Comprehensive assessment of run-time hardware-supported malware detection using general and ensemble learning

Recent studies have demonstrated the effectiveness of Hardware Performance Counters (HPCs) for detecting pattern of malicious applications. Hardware-supported detectors utilize Machine Learning (ML) classifiers for malware detection by analyzing a large number of HPC features, more than the very limited number of HPC registers available in modern microprocessors. Obtaining more HPCs requires running the application (malware or benign) more than once to collect the required data, which in turn makes the solution less practical for run-time detection of malware.
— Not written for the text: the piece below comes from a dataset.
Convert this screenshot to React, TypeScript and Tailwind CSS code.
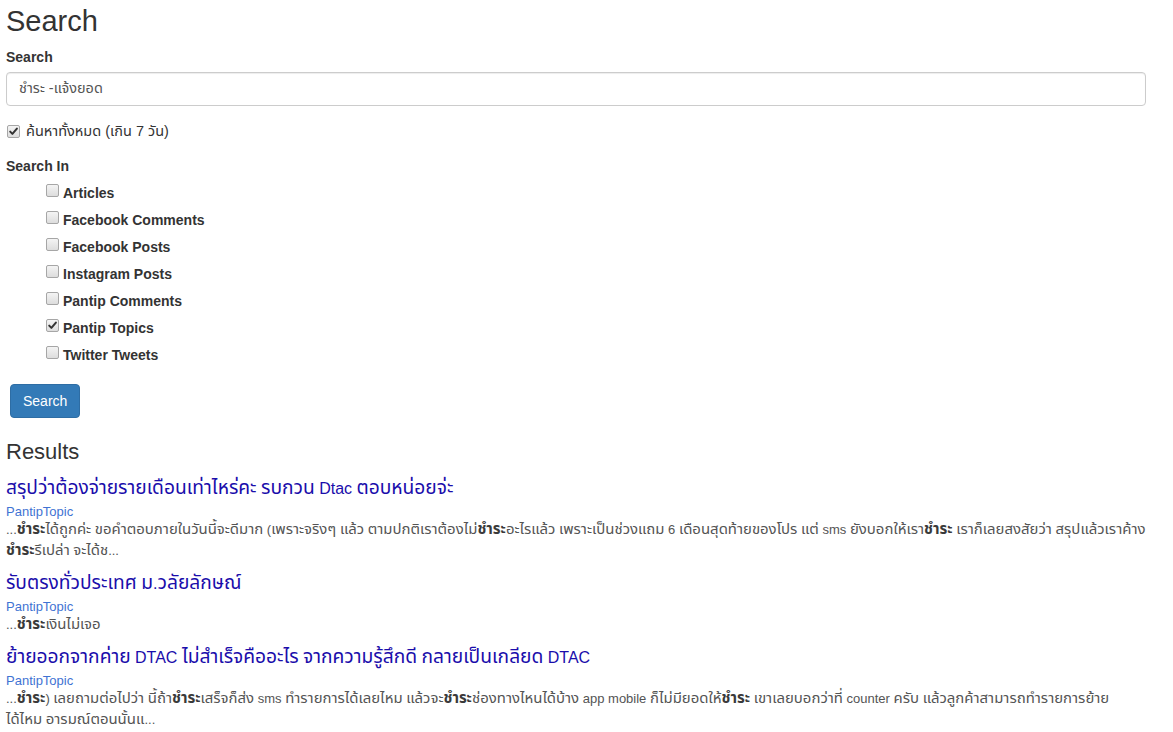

In response to this challenge, in this work, we first identify the critical HPC features required for malware detection. Next, we explore the use of various ML techniques to classify benign and malware applications using the selected HPCs at run-time. Further, we investigate the effectiveness of ensemble learning in improving the performance of ML classifiers. For this purpose, we apply AdaBoost on all general ML classifiers. We thoroughly compare the general and ensemble ML classifiers in terms of accuracy, robustness, performance, and hardware overhead. The experimental results indicate that ensemble learning enhances the performance of malware detection for rule-based and tree-based algorithms up to 13%. However, it diminishes the performance of neural network and Bayesian network-based detectors by 6% and 4%, respectively.